Suspect in rape trial makes court appearance with burns on him. Rape victim died in a housefire night before original court date.

Well first of all, that's far from immediately clear. How do you know? It's dangerous to apply this label to someone, I believe. I think you'll find many decent individuals alive today who broke the law in the past and were deemed by some as forsaken.

But if somehow you were able to determine without fault, or with so little fault that it's somehow acceptable that someone is truly not able to change. Well, what about a dog that can't be rehabilitated? Do you torture him? Of course not. (not saying you're implying this but revenge was the root of the discussion).
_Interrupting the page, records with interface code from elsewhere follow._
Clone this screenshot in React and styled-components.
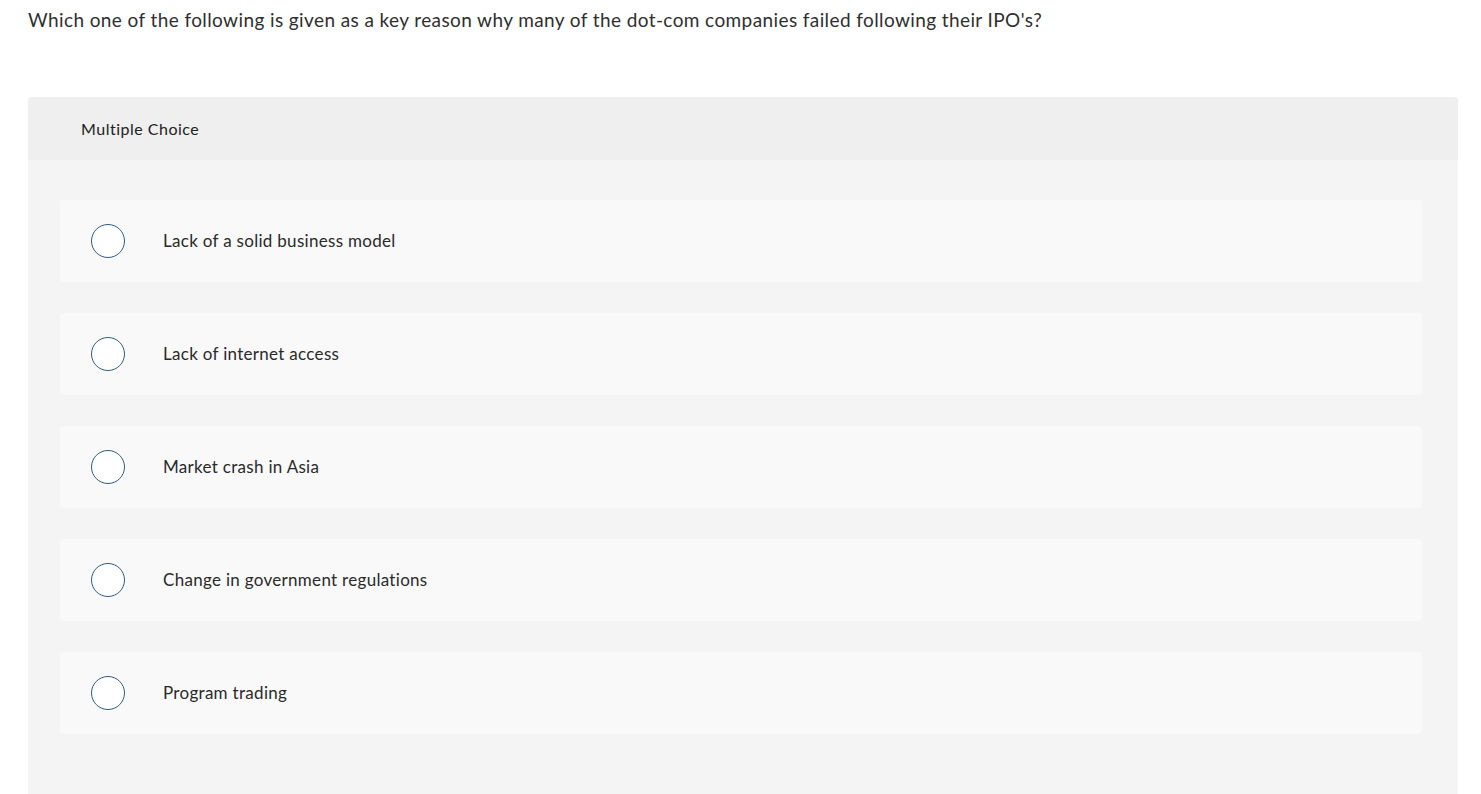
import { styled, createGlobalStyle } from "styled-components";

const GlobalStyle = createGlobalStyle`
  html, body {
    margin: 0;
    padding: 0;
    background: #ffffff;
  }
  body {
    font-family: "Lato", "Liberation Sans", sans-serif;
    color: #333333;
  }
`;

const choices = [
  { key: "a", label: "Lack of a solid business model" },
  { key: "b", label: "Lack of internet access" },
  { key: "c", label: "Market crash in Asia" },
  { key: "d", label: "Change in government regulations" },
  { key: "e", label: "Program trading" },
];

function App() {
  return (
    <>
      <GlobalStyle />
      <StPage>
        <StQuestion>
          Which one of the following is given as a key reason why many of the
          dot-com companies failed following their IPO's?
        </StQuestion>

        <StPanel>
          <StHeader>Multiple Choice</StHeader>
          <StList>
            {choices.map(({ key, label }) => (
              <StOption key={key}>
                <StRadio />
                <StLabel>{label}</StLabel>
              </StOption>
            ))}
          </StList>
        </StPanel>
      </StPage>
    </>
  );
}

export default App;

// styled-components
const StPage = styled.div`
  padding: 8px 23px 0 28px;
  height: 794px;
  box-sizing: border-box;
  display: flex;
  flex-direction: column;
`;

const StQuestion = styled.p`
  margin: 0;
  font-size: 19px;
  line-height: 24px;
  letter-spacing: 0.4px;
  color: #2f2f2f;
`;

const StPanel = styled.section`
  margin-top: 65px;
  flex: 1;
  background: #f4f4f4;
  border-radius: 4px 4px 0 0;
  overflow: hidden;
`;

const StHeader = styled.div`
  height: 63px;
  display: flex;
  align-items: center;
  padding-left: 53px;
  background: #efefef;
  font-size: 16px;
  letter-spacing: 0.5px;
  color: #222222;
`;

const StList = styled.ul`
  list-style: none;
  margin: 0;
  padding: 40px 36px 0 32px;
  display: flex;
  flex-direction: column;
  gap: 31px;
`;

const StOption = styled.li`
  height: 82px;
  display: flex;
  align-items: center;
  padding-left: 31px;
  background: #f9f9f9;
  border-radius: 4px;
`;

const StRadio = styled.span`
  width: 32px;
  height: 32px;
  border: 1.5px solid #2e5b86;
  border-radius: 50%;
  background: #ffffff;
  flex-shrink: 0;
`;

const StLabel = styled.span`
  margin-left: 38px;
  font-size: 17px;
  letter-spacing: 0.3px;
  color: #2a2a2a;
  position: relative;
  top: -1px;
`;
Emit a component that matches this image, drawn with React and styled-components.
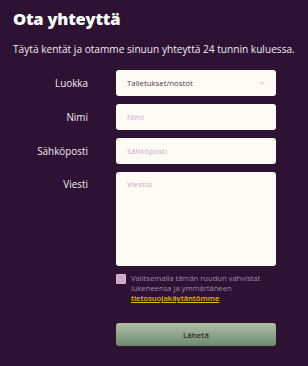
import React from "react";
import styled, { createGlobalStyle } from "styled-components";

const Global = createGlobalStyle`
  html, body { margin: 0; padding: 0; background: #2d1233; }
  body { font-family: "Open Sans", "DejaVu Sans", sans-serif; }
  * { box-sizing: border-box; }
`;

const Page = styled.div`
  width: 308px;
  height: 366px;
  background: #2d1233;
  padding: 8px 0 0 13px;
  color: #fff;
`;

const Title = styled.h1`
  margin: 0;
  font-family: "Open Sans", sans-serif;
  font-weight: 800;
  font-size: 16.5px;
  line-height: 22px;
  letter-spacing: -0.2px;
  color: #fff;
`;

const Lead = styled.p`
  margin: 12px 0 0;
  font-size: 10.15px;
  line-height: 14px;
  color: #f3eaf3;
`;

const Form = styled.form`
  display: grid;
  grid-template-columns: 75px 160px;
  column-gap: 28px;
  row-gap: 8px;
  margin-top: 14px;
`;

const Label = styled.label`
  text-align: right;
  font-size: 9.9px;
  font-weight: 500;
  line-height: 14px;
  padding-top: ${(p) => p.$top}px;
  color: #f3eaf3;
`;

const fieldBase = `
  width: 100%;
  background: #fffaf3;
  border: none;
  border-radius: 3px;
  font-family: "Open Sans", sans-serif;
  font-size: 7.8px;
  padding: 0 11px;
  outline: none;
`;

const SelectBox = styled.div`
  ${fieldBase}
  height: 26px;
  display: flex;
  align-items: center;
  justify-content: space-between;
  color: #4a3c4e;
`;

const Caret = styled.span`
  width: 0;
  height: 0;
  border-left: 3px solid transparent;
  border-right: 3px solid transparent;
  border-top: 3px solid #e6dbe6;
`;

const Input = styled.input`
  ${fieldBase}
  height: 26px;
  color: #4a3c4e;
  &::placeholder { color: #c7adc9; }
`;

const Area = styled.textarea`
  ${fieldBase}
  height: 94px;
  padding-top: 7px;
  resize: none;
  color: #4a3c4e;
  &::placeholder { color: #c7adc9; }
`;

const Spacer = styled.div``;

const Consent = styled.div`
  display: flex;
  gap: 5px;
  margin-top: -1px;
`;

const Box = styled.span`
  flex: none;
  width: 10px;
  height: 10px;
  margin-top: 1px;
  background: #c8a7c8;
  border: 1px solid #d8bcd8;
  border-radius: 1px;
`;

const ConsentText = styled.span`
  font-size: 7.6px;
  line-height: 10px;
  color: #a48aa9;
`;

const Link = styled.a`
  color: #e6bd00;
  text-decoration: underline;
  font-weight: 600;
`;

const Submit = styled.button`
  grid-column: 2;
  margin-top: 12px;
  height: 23px;
  border: none;
  border-radius: 3px;
  background: linear-gradient(#b1bea6, #6d8a70);
  font-family: "Open Sans", sans-serif;
  font-size: 7.8px;
  font-weight: 600;
  color: #2e2a30;
`;

export default function App() {
  return (
    <Page>
      <Global />
      <Title>Ota yhteyttä</Title>
      <Lead>Täytä kentät ja otamme sinuun yhteyttä 24 tunnin kuluessa.</Lead>
      <Form onSubmit={(e) => e.preventDefault()}>
        <Label $top={6}>Luokka</Label>
        <SelectBox>
          <span>Talletukset/nostot</span>
          <Caret />
        </SelectBox>
        <Label $top={6}>Nimi</Label>
        <Input placeholder="Nimi" />
        <Label $top={6}>Sähköposti</Label>
        <Input placeholder="Sähköposti" />
        <Label $top={5}>Viesti</Label>
        <Area placeholder="Viestisi" />
        <Spacer />
        <Consent>
          <Box />
          <ConsentText>
            Valitsemalla tämän ruudun vahvistat lukeneensa ja ymmärtäneen{" "}
            <Link href="#">tietosuojakäytäntömme</Link>
          </ConsentText>
        </Consent>
        <Submit type="submit">Lähetä</Submit>
      </Form>
    </Page>
  );
}
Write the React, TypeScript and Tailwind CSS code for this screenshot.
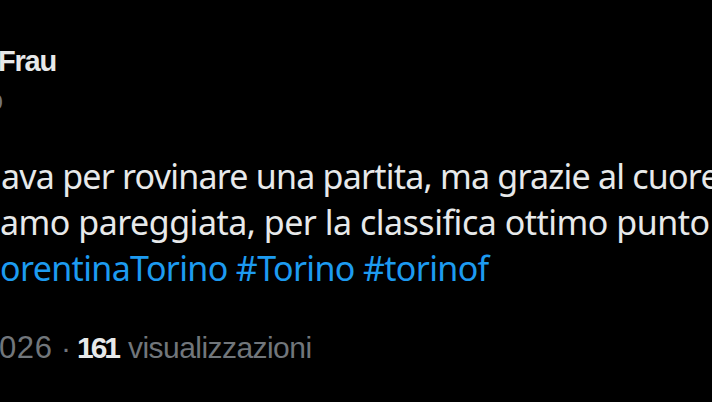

You either kill him, or let him live a normal life with few luxuries, separated from those who he can harm.

So what about killing. Well we know a few things. For one, innocent people have been killed, but killing is a uniquely permanent action. So for that reason alone we ought to be skeptical towards capital punishment, and preferably outlaw it completely in my opinion. And secondly, it's not a dog, it's a human being, and killing humans says something about your society, about how human life is treated, how a legal system leans on notions of revenge, and shows a failure of finding good solutions, a loss of hope and perhaps even basic humanity.

That may sound like a load of crap, but when we reduce our sense of justice to the harshest punishment we can imagine that permeates throughout the rest of society in more insidious ways. It creates this sort of cognitive dissonance (he's on death row, so he must deserve it) that opens up discussions on even harsher and more barbaric punishments (torture).

In short, I don't think the death penalty is a great solution.